The core of the insurgency was Haganah, acting against the British Mandate in Palestine, seeking to remove immigration restrictions and trigger the emergence of a dominant Jewish State. They formed a coalition in 1945 with two more violent groups (mentioned below), and conducted attacks on British railways, radar stations and immigration offices.
A Jewish radical group commonly called Irgun12 had already been conducting armed attacks against Arab throughout Palestine since 1937, occasionally including British targets, but during WWII the greater threat from Nazi Germany led them to a ceasefire against the British. They also hoped that siding with the British "would later result in the recognition of Zionist claims to statehood"6. However come 1944, under the leadership of Menachem Begin (who would later be Israel's Prime Minister), Irgun resumed full-scale insurgency in tandem with Haganah. They bombed police stations, British administrative buildings and caused mayhem.
Another group, Lohamei Herut Yisrael (Freedom Fighters for Israel, known to Jews by its Hebrew acronym, Lehi13) had split off from Irgun, and were angrier6. They continued attacks during WWII, and assassinated Lord Moyne in 1944, conducted bombings, sabotage and murder in a campaign described simply as inhumane6.
After the infamous bombing of the King David Hotel in 1946, which killed 91 people, almost all civilians, Haganah ceased associating with Irgun and Lehi.

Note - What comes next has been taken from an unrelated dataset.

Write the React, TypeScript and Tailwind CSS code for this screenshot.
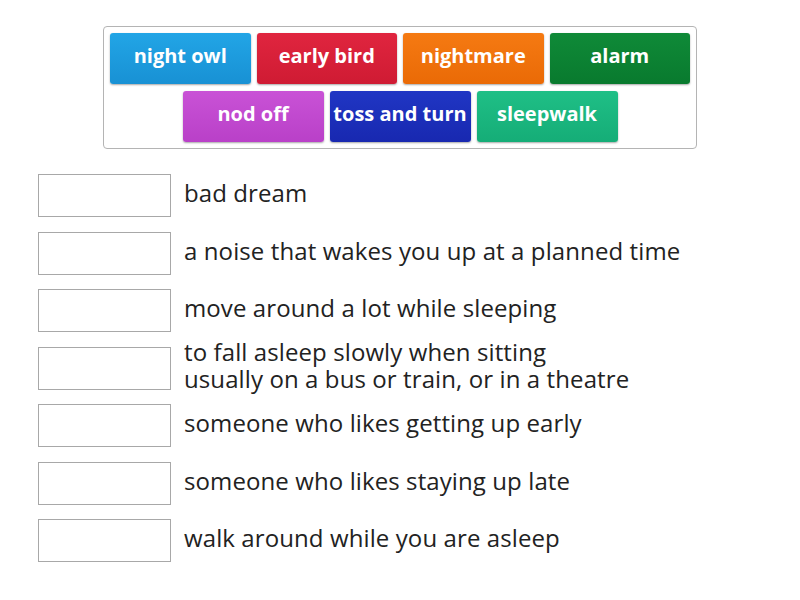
const tiles = [
  [
    { label: 'night owl', color: 'bg-gradient-to-b from-[#22a5e6] to-[#1891d4]' },
    { label: 'early bird', color: 'bg-gradient-to-b from-[#e0253f] to-[#cf1b33]' },
    { label: 'nightmare', color: 'bg-gradient-to-b from-[#f57a12] to-[#ea6a06]' },
    { label: 'alarm', color: 'bg-gradient-to-b from-[#0f8a38] to-[#097a2e]' },
  ],
  [
    { label: 'nod off', color: 'bg-gradient-to-b from-[#c952d6] to-[#b940c8]' },
    { label: 'toss and turn', color: 'bg-gradient-to-b from-[#2036c4] to-[#1828b0]' },
    { label: 'sleepwalk', color: 'bg-gradient-to-b from-[#1fbf86] to-[#15ad77]' },
  ],
]

const clues = [
  ['bad dream'],
  ['a noise that wakes you up at a planned time'],
  ['move around a lot while sleeping'],
  ['to fall asleep slowly when sitting', 'usually on a bus or train, or in a theatre'],
  ['someone who likes getting up early'],
  ['someone who likes staying up late'],
  ['walk around while you are asleep'],
]

const Tile = ({ label, color }: { label: string; color: string }) => (
  <div
    className={`${color} w-[141px] h-[51px] pb-[5px] rounded-[3px] shadow-[0_1px_2px_rgba(0,0,0,0.35)] flex items-center justify-center text-white text-[20px] font-bold whitespace-nowrap`}
  >
    {label}
  </div>
)

export default function App() {
  return (
    <div className="w-[800px] h-[600px] bg-white font-['Open_Sans',sans-serif] text-[#222]">
      <div className="pt-[26px] flex justify-center">
        <div className="w-[594px] border border-[#b4b4b4] rounded-[4px] p-[6px] flex flex-col gap-[7px]">
          {tiles.map((row, i) => (
            <div key={i} className="flex justify-center gap-[6px]">
              {row.map((t) => (
                <Tile key={t.label} label={t.label} color={t.color} />
              ))}
            </div>
          ))}
        </div>
      </div>
      <div className="mt-[25px] pl-[38px] flex flex-col gap-[14.5px]">
        {clues.map((lines, i) => (
          <div key={i} className="flex items-center gap-[13px] h-[43px]">
            <div className="w-[133px] h-[43px] border border-[#a8a8a8] bg-white shrink-0" />
            <p className="text-[24px] leading-[27px] tracking-[0.1px] mb-[6px] text-[#222]">
              {lines[0]}
              {lines[1] && (
                <>
                  <br />
                  {lines[1]}
                </>
              )}
            </p>
          </div>
        ))}
      </div>
    </div>
  )
}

#cyprus #israel #nazis #palestine #UK
After World War Two and the defeat of the Nazis, who had conducted crimes against humanity in an attempt to annihilate as many Jews as possible with utmost irrational prejudice (the holocaust), a huge wave of survivors and refugees made their way to Palestine using any means necessary, and the horrors inflicted upon the Jews all-but guaranteed them international support7. The UK attempted to stem the tide, intercepting ships, detaining refugees in camps in Cyprus and hardening borders. But it was fruitless, and 1947 in particular saw controls overwhelmed.
The UK flagged the impossibility of a solution to the UN and withdrew, resulting in the 1947 UN resolution that proposed a 2-state solution (i.e., half of Palestine would become a Jewish state). In 1948 when Britain stepped back, "Israeli leaders immediately proclaimed their independence", to outrage of all of the Arab neighbours of Palestine who had been watching in horror. Together, they declared war on the new Israel, sparking the Arab-Israeli war.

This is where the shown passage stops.